The county has been a blue county for years, and that probably won’t change anytime soon.

Beyond that, our small piece of the Mississippi electoral pie also doesn’t seem worthy of much note, the national political pundits say.

The nation’s focus — and the candidate’s attention and money — will pretty much only concentrate on the so-called swing states where high numbers of Electoral College votes are still up for grabs and the state’s voters have a high potential of being swayed one way or the other.

With each passing day each of the two men running for president seems a little less than ideal.

As much as the candidates try to relate to everyday Americans, neither man lives in a world even remotely close to the one average Americans call home.

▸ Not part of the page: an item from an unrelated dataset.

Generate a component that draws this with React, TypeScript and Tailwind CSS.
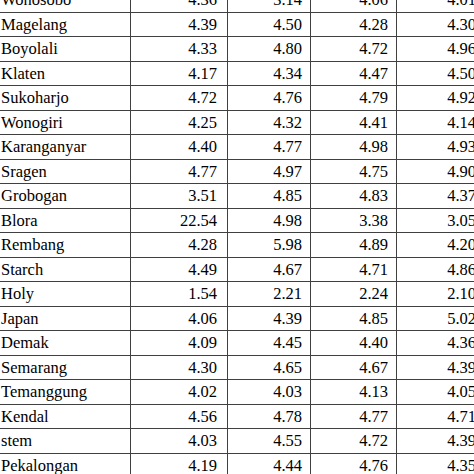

Both President Obama and Republican challenger Mitt Romney are wealthy beyond what most Americans can fathom.

Imagine for a second what their lives would be like if they actually were just dropped into the Natchez area.

How would they fit in?

Would Obama be comfortable facing local doctors struggling with additional complications after Obama forced healthcare reform down the nation’s collective throat?

Could Romney relate to someone in line at the Malt Shop who has been unemployed for months and months?

It’s likely that both men would feel as much like a fish out of water as a rural Adams County farmer would at a White House state dinner.

But aside from a handful of third-party candidates who don’t have a remote chance of winning, one of these guys is going to be our nation’s leader.

What does Natchez-Adams County need from a president?

Lots of opinions certainly exist, but some things are pretty basic.

For our area to excel, we need less federal government regulation and uncertainty.

We need a national plan for energy independence. This may be the most important move to create jobs and get our economy kick-started again.

We need a leader who not only can put aside his personal political agenda to get some cooperation in Washington but also will actually do so. In recent years, the extreme partisan hatred has simply crippled our nation. It seems to be getting worse.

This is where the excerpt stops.